◆ **TO DO**
Repeat every line of the data exactly, but not the pictures.

◆ **DATASET EXCERPT**
## Start

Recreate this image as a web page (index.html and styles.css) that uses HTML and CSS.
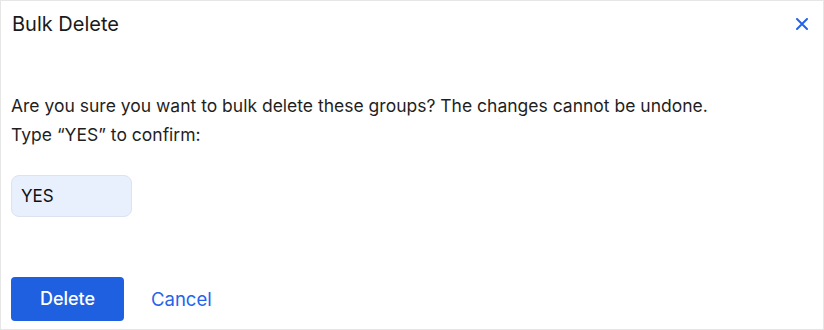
FILE: index.html
```html
<!DOCTYPE html>
<html>
<head>
<meta charset="utf-8">
<title>Bulk Delete</title>
<link rel="stylesheet" href="styles.css">
</head>
<body>
<div class="dialog">
	<div class="dialog_head">
		<h2 class="dialog_title">Bulk Delete</h2>
		<a class="close" href="###">
			<svg width="12" height="12" viewBox="0 0 12 12"><path d="M1 1L11 11M11 1L1 11" stroke="#2563eb" stroke-width="2" stroke-linecap="round"/></svg>
		</a>
	</div>
	<div class="dialog_body">
		<p>Are you sure you want to bulk delete these groups? The changes cannot be undone.</p>
		<p>Type “YES” to confirm:</p>
		<input class="confirm_input" type="text" value="YES">
	</div>
	<div class="dialog_foot">
		<a class="btn_delete" href="###">Delete</a>
		<a class="btn_cancel" href="###">Cancel</a>
	</div>
</div>
</body>
</html>
```
FILE: styles.css
```css
*{margin:0;padding:0;box-sizing:border-box;}
body{font-family:Inter,"Noto Sans",sans-serif;color:#1a1a1a;background:#fff;}
a{text-decoration:none;}
.dialog{width:824px;height:330px;border:1px solid #e6e6e6;display:flex;flex-direction:column;}
.dialog_head{display:flex;justify-content:space-between;padding:11px 15px 0 11px;height:45px;align-items:flex-start;}
.dialog_title{font-size:20px;font-weight:400;line-height:24px;color:#1a1a1a;}
.close{display:flex;margin-top:6px;}
.dialog_body{padding:45px 10px 0 10px;font-size:17.5px;line-height:29px;color:#1f1f1f;}
.confirm_input{display:block;margin-top:26px;width:121px;height:42px;border:1px solid #dde3ee;border-radius:8px;background:#e8effd;font:17px Inter,"Noto Sans",sans-serif;color:#111;padding:0 9px;outline:none;}
.dialog_foot{margin-top:auto;padding:0 10px 8px 10px;display:flex;align-items:center;gap:27px;}
.btn_delete{display:block;width:113px;height:44px;line-height:44px;text-align:center;background:#1f60e0;color:#fff;border-radius:4px;font-size:18px;font-weight:500;}
.btn_cancel{color:#2563eb;font-size:18.5px;}
```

## End

◆ **FINISHED ANSWER**
Recreate this image as a web page (index.html and styles.css) that uses HTML and CSS.
FILE: index.html
```html
<!DOCTYPE html>
<html>
<head>
<meta charset="utf-8">
<title>Bulk Delete</title>
<link rel="stylesheet" href="styles.css">
</head>
<body>
<div class="dialog">
	<div class="dialog_head">
		<h2 class="dialog_title">Bulk Delete</h2>
		<a class="close" href="###">
			<svg width="12" height="12" viewBox="0 0 12 12"><path d="M1 1L11 11M11 1L1 11" stroke="#2563eb" stroke-width="2" stroke-linecap="round"/></svg>
		</a>
	</div>
	<div class="dialog_body">
		<p>Are you sure you want to bulk delete these groups? The changes cannot be undone.</p>
		<p>Type “YES” to confirm:</p>
		<input class="confirm_input" type="text" value="YES">
	</div>
	<div class="dialog_foot">
		<a class="btn_delete" href="###">Delete</a>
		<a class="btn_cancel" href="###">Cancel</a>
	</div>
</div>
</body>
</html>
```
FILE: styles.css
```css
*{margin:0;padding:0;box-sizing:border-box;}
body{font-family:Inter,"Noto Sans",sans-serif;color:#1a1a1a;background:#fff;}
a{text-decoration:none;}
.dialog{width:824px;height:330px;border:1px solid #e6e6e6;display:flex;flex-direction:column;}
.dialog_head{display:flex;justify-content:space-between;padding:11px 15px 0 11px;height:45px;align-items:flex-start;}
.dialog_title{font-size:20px;font-weight:400;line-height:24px;color:#1a1a1a;}
.close{display:flex;margin-top:6px;}
.dialog_body{padding:45px 10px 0 10px;font-size:17.5px;line-height:29px;color:#1f1f1f;}
.confirm_input{display:block;margin-top:26px;width:121px;height:42px;border:1px solid #dde3ee;border-radius:8px;background:#e8effd;font:17px Inter,"Noto Sans",sans-serif;color:#111;padding:0 9px;outline:none;}
.dialog_foot{margin-top:auto;padding:0 10px 8px 10px;display:flex;align-items:center;gap:27px;}
.btn_delete{display:block;width:113px;height:44px;line-height:44px;text-align:center;background:#1f60e0;color:#fff;border-radius:4px;font-size:18px;font-weight:500;}
.btn_cancel{color:#2563eb;font-size:18.5px;}
```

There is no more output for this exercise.